>I wish I knew how objectionable Muslims and Arabs found “The Kingdom” after viewing the movie. An interesting discussion took place on Rasheed’s World blog, between Rasheed and Fedo the Space Cowboy that I recommend reading.
The movie really revolves around Saudi culture, and the obstacles the FBI faces when trying to discover the perpetrators behind an attack and subsequent suicide bombing of an oil company employees compound, near Riyadh, Saudi Arabia. The relationship between Al-Ghazi, the Saudi police officer and the FBI crew was interesting to watch. The character of Al-Ghazi was portrayed by Ashraf Barhoum, who is a Christian Arab-Israeli. He, unto himself, is a geographic conundrum.
It is my perception that many American believe that there are two cultures that inhabit Israel. The first culture, the Jews, are perceived as Europeans that were given a part of Palestine in 1947. The second culture, the Palestinians, are perceived as Muslim Arabs, who are also percieved as having part of Palestine taken away from them, as it didn’t really belong to them anyway.

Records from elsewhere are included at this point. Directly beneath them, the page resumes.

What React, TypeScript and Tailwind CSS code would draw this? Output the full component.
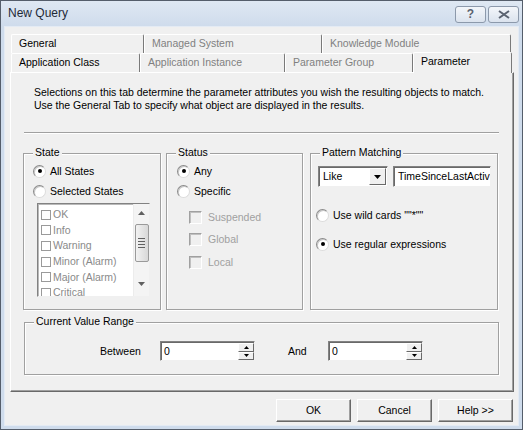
import React from "react";

type TabProps = {
  label: string;
  width: number;
  disabled?: boolean;
  selected?: boolean;
};

function Tab({ label, width, disabled, selected }: TabProps) {
  return (
    <div
      style={{ width }}
      className={
        "flex items-center pl-[7px] border-l border-t border-white border-r border-r-[#7a7a7a] rounded-t-[2px] bg-[#f0f0f0] " +
        (selected ? "relative z-10 h-[21px] -mb-[1px] pb-[3px] " : "h-[19px] pb-[1px] ") +
        (disabled ? "text-[#808080]" : "text-black")
      }
    >
      {label}
    </div>
  );
}

function Radio({ checked }: { checked?: boolean }) {
  return (
    <span className="flex items-center justify-center w-[13px] h-[13px] rounded-full bg-white border border-t-[#8a8a8a] border-l-[#8a8a8a] border-b-[#dcdcdc] border-r-[#dcdcdc] shadow-[inset_1px_1px_0_#c8c8c8]">
      {checked && <span className="w-[4px] h-[4px] rounded-full bg-black" />}
    </span>
  );
}

function RadioRow({ label, checked }: { label: string; checked?: boolean }) {
  return (
    <div className="flex items-center h-[20px] gap-[4px]">
      <Radio checked={checked} />
      <span>{label}</span>
    </div>
  );
}

function DisabledCheck({ label }: { label: string }) {
  return (
    <div className="flex items-center h-[22.5px] gap-[6px] text-[#a0a0a0]">
      <span className="w-[13px] h-[13px] bg-[#f0f0f0] border border-t-[#a0a0a0] border-l-[#a0a0a0] border-b-white border-r-white shadow-[inset_1px_1px_0_#c0c0c0]" />
      <span>{label}</span>
    </div>
  );
}

function Group({
  label,
  className,
  children,
}: {
  label: string;
  className: string;
  children: React.ReactNode;
}) {
  return (
    <div
      className={
        "relative border border-[#a0a0a0] shadow-[inset_1px_1px_0_#fff,1px_1px_0_#fff] " +
        className
      }
    >
      <span className="absolute -top-[9px] left-[9px] bg-[#f0f0f0] px-[2px] leading-[14px]">
        {label}
      </span>
      {children}
    </div>
  );
}

function SpinBox() {
  return (
    <div className="flex w-[95px] h-[20px] bg-white border border-t-[#828282] border-l-[#828282] border-b-[#f0f0f0] border-r-[#f0f0f0] shadow-[inset_1px_1px_0_#696969]">
      <span className="flex-1 pl-[3px] pt-[1px] leading-[16px]">0</span>
      <div className="flex flex-col w-[16px] mt-[1px]">
        <SpinButton up />
        <SpinButton />
      </div>
    </div>
  );
}

function SpinButton({ up }: { up?: boolean }) {
  return (
    <div className="flex items-center justify-center h-[9px] bg-[#f0f0f0] border border-t-white border-l-white border-b-[#696969] border-r-[#696969]">
      <svg width="5" height="3" viewBox="0 0 5 3">
        {up ? <path d="M2.5 0L5 3H0z" fill="#000" /> : <path d="M0 0h5L2.5 3z" fill="#000" />}
      </svg>
    </div>
  );
}

function Button({ label }: { label: string }) {
  return (
    <div className="flex items-center justify-center w-[75px] h-[23px] bg-[#f0f0f0] border border-t-white border-l-white border-b-[#696969] border-r-[#696969] shadow-[inset_-1px_-1px_0_#a0a0a0]">
      {label}
    </div>
  );
}

const states = ["OK", "Info", "Warning", "Minor (Alarm)", "Major (Alarm)", "Critical"];

export default function App() {
  return (
    <div className="w-[523px] h-[430px] flex flex-col bg-[#cfdcec] border border-[#555e6b] font-['Liberation_Sans',Arial,sans-serif] text-[10.5px] leading-[13px] text-black overflow-hidden">
      {/* Title bar */}
      <div className="flex items-center h-[25px] pl-[7px] pr-[3px] bg-gradient-to-b from-[#dfe8f3] to-[#cfdcec]">
        <span className="flex-1 text-[12px] text-[#1e2a38]">New Query</span>
        <div className="flex gap-[2px] mt-[1px]">
          <div className="flex items-center justify-center w-[31px] h-[17px] rounded-[3px] border border-[#8c99ab] bg-gradient-to-b from-[#f3f6fa] to-[#dbe3ee] text-[#5a6270] text-[12px] font-bold">
            ?
          </div>
          <div className="flex items-center justify-center w-[31px] h-[17px] rounded-[3px] border border-[#8c99ab] bg-gradient-to-b from-[#f3f6fa] to-[#dbe3ee]">
            <svg width="12" height="9" viewBox="0 0 12 9">
              <path d="M1 1L11 8M11 1L1 8" stroke="#5a6270" strokeWidth="2" />
            </svg>
          </div>
        </div>
      </div>

      {/* Client area */}
      <div className="flex-1 mx-[3px] mb-[3px] flex flex-col bg-[#f0f0f0] border border-[#e4ebf4]">
        {/* Tabs */}
        <div className="flex ml-[6px] mt-[7px]">
          <Tab label="General" width={133} />
          <Tab label="Managed System" width={178} disabled />
          <Tab label="Knowledge Module" width={189} disabled />
        </div>
        <div className="flex items-end h-[19px] ml-[6px]">
          <Tab label="Application Class" width={129} />
          <Tab label="Application Instance" width={145} disabled />
          <Tab label="Parameter Group" width={128} disabled />
          <Tab label="Parameter" width={99} selected />
        </div>

        {/* Tab panel */}
        <div className="ml-[5px] w-[504px] h-[320px] flex flex-col border border-t-white border-l-white border-b-[#696969] border-r-[#696969] shadow-[inset_-1px_-1px_0_#a0a0a0]">
          <div className="ml-[23px] mt-[13px]">
            <p>Selections on this tab determine the parameter attributes you wish the resulting objects to match.</p>
            <p>Use the General Tab to specify what object are displayed in the results.</p>
          </div>
          <div className="ml-[13px] mt-[20px] w-[475px] h-[2px] border-t border-t-[#a0a0a0] border-b border-b-white" />

          <div className="flex ml-[12px] mt-[19px] h-[157px]">
            <Group label="State" className="w-[138px] pl-[9px] pt-[7px]">
              <RadioRow label="All States" checked />
              <RadioRow label="Selected States" />
              <div className="flex ml-[4px] mt-[2px] w-[113px] h-[94px] bg-white border border-t-[#828282] border-l-[#828282] border-b-[#f0f0f0] border-r-[#f0f0f0] shadow-[inset_1px_1px_0_#b9b9b9] overflow-hidden">
                <div className="flex-1 pl-[3px] pt-[3px] text-[#8a8a8a]">
                  {states.map((s) => (
                    <div key={s} className="flex items-center gap-[2px] h-[15.6px]">
                      <span className="w-[10px] h-[10px] border border-[#9a9a9a] bg-white" />
                      <span>{s}</span>
                    </div>
                  ))}
                </div>
                <div className="flex flex-col items-center w-[16px] bg-[#f4f4f4] border-l border-l-[#ececec] py-[1px]">
                  <div className="flex items-center justify-center h-[16px]">
                    <svg width="7" height="4" viewBox="0 0 7 4">
                      <path d="M3.5 0L7 4H0z" fill="#606060" />
                    </svg>
                  </div>
                  <div className="flex flex-col items-center justify-center gap-[2px] w-[14px] h-[38px] mt-[3px] rounded-[2px] border border-[#9a9a9a] bg-gradient-to-r from-[#f2f2f2] to-[#d8d8d8]">
                    <span className="w-[7px] h-[1px] bg-[#606060]" />
                    <span className="w-[7px] h-[1px] bg-[#606060]" />
                    <span className="w-[7px] h-[1px] bg-[#606060]" />
                    <span className="w-[7px] h-[1px] bg-[#606060]" />
                  </div>
                  <div className="flex-1" />
                  <div className="flex items-center justify-center h-[16px] mb-[3px]">
                    <svg width="7" height="4" viewBox="0 0 7 4">
                      <path d="M0 0h7L3.5 4z" fill="#606060" />
                    </svg>
                  </div>
                </div>
              </div>
            </Group>

            <Group label="Status" className="ml-[5px] w-[137px] pl-[10px] pt-[7px]">
              <RadioRow label="Any" checked />
              <RadioRow label="Specific" />
              <div className="ml-[12px] mt-[5px]">
                <DisabledCheck label="Suspended" />
                <DisabledCheck label="Global" />
                <DisabledCheck label="Local" />
              </div>
            </Group>

            <Group label="Pattern Matching" className="ml-[7px] w-[188px] pl-[7px] pt-[12px]">
              <div className="flex gap-[5px]">
                <div className="flex w-[70px] h-[21px] bg-white border border-t-[#828282] border-l-[#828282] border-b-[#f0f0f0] border-r-[#f0f0f0] shadow-[inset_1px_1px_0_#696969]">
                  <span className="flex-1 pl-[4px] pt-[3px]">Like</span>
                  <div className="flex items-center justify-center w-[17px] m-[1px] bg-[#f0f0f0] border border-t-white border-l-white border-b-[#696969] border-r-[#696969]">
                    <svg width="7" height="4" viewBox="0 0 7 4">
                      <path d="M0 0h7L3.5 4z" fill="#000" />
                    </svg>
                  </div>
                </div>
                <div className="w-[98px] h-[21px] pl-[4px] pt-[3px] bg-white border border-t-[#828282] border-l-[#828282] border-b-[#f0f0f0] border-r-[#f0f0f0] shadow-[inset_1px_1px_0_#696969] overflow-hidden whitespace-nowrap">
                  TimeSinceLastActiv
                </div>
              </div>
              <div className="-ml-[2px] mt-[18px] flex flex-col gap-[9px]">
                <RadioRow label={'Use wild cards ""*""'} />
                <RadioRow label="Use regular expressions" checked />
              </div>
            </Group>
          </div>

          <Group label="Current Value Range" className="ml-[13px] mt-[12px] w-[475px] h-[53px] pt-[18px]">
            <div className="flex items-center">
              <span className="ml-[75px] w-[60px]">Between</span>
              <SpinBox />
              <span className="ml-[33px] w-[40px]">And</span>
              <SpinBox />
            </div>
          </Group>
        </div>

        {/* Dialog buttons */}
        <div className="flex justify-end gap-[6px] mr-[5px] mt-[7px]">
          <Button label="OK" />
          <Button label="Cancel" />
          <Button label="Help >>" />
        </div>
      </div>
    </div>
  );
}
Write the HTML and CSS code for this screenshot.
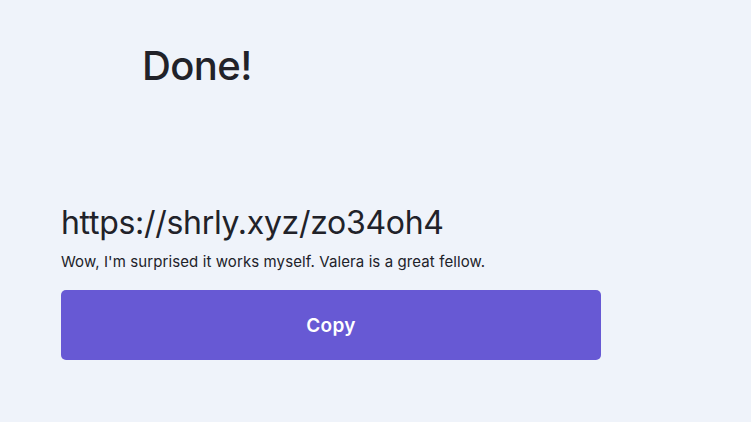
FILE: index.html
```html
<!DOCTYPE html>
<html>
<head>
<meta charset="utf-8">
<link rel="stylesheet" href="styles.css">
</head>
<body>
<main class="page">
  <h1 class="title">Done!</h1>
  <section class="result">
    <div class="link">https://shrly.xyz/zo34oh4</div>
    <p class="note">Wow, I'm surprised it works myself. Valera is a great fellow.</p>
    <button class="copy">Copy</button>
  </section>
</main>
</body>
</html>
```
FILE: styles.css
```css
html, body {
  margin: 0;
  padding: 0;
  background: #eff3fa;
  height: 100%;
}
body {
  font-family: Inter, "Noto Sans", sans-serif;
  color: #212229;
}
.page {
  padding: 0 0 0 61px;
  width: 540px;
}
.title {
  margin: 0;
  padding: 40px 0 0 81px;
  font-size: 40px;
  font-weight: 500;
  line-height: 52px;
  letter-spacing: -0.6px;
}
.result {
  margin-top: 111px;
  display: flex;
  flex-direction: column;
}
.link {
  font-size: 32px;
  font-weight: 400;
  line-height: 40px;
  letter-spacing: -0.3px;
}
.note {
  margin: 9px 0 0;
  font-size: 15px;
  line-height: 20px;
  letter-spacing: 0.1px;
}
.copy {
  margin-top: 18px;
  height: 70px;
  width: 540px;
  border: none;
  border-radius: 5px;
  background: #6759d4;
  color: #ffffff;
  font-family: inherit;
  font-size: 19px;
  font-weight: 600;
  letter-spacing: 0.3px;
}
```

The truth is more complicated, and the truth is somewhat evident in Ashraf Barhoum, an Israeli, and an Arab, and a Christian. That is how complicated Israel is. According to this article from the Jerusalem Post, Mr. Barhoum immersed himself in Saudi culture, in order to convey the Saudi culture to the movie viewer. I imagine that he found this somewhat interesting, in light of the feelings of Saudi Arabia, and those carried by most other Arab World neighbors, about Israel.
The other FBI agents have rather shallow characters, Jennifer Garners character didn’t even really need to exist. I found the actions of the FBI crew to be somewhat irrational (read: Jason Bateman’s character), particularly since this was supposed to be a specially-trained unit. The mealy-mouthed Embassy representative, played by Jeremy Piven, is sufficiently irritating, and if anyone has a right to be upset, it is American Embassy employees, whose characters are almost always portrayed as being spineless lapdogs of the U.S. Administration.
All-in-all, this movie was interesting, portrayed Saudi culture in an interesting light, though I hesitate to label it as “accurate.” After all, this is Hollywood and facts can get in the way of entertainment. There are other, better movies, such as Paradise Now, that are more interesting and potentially more accurate in characterizing culture.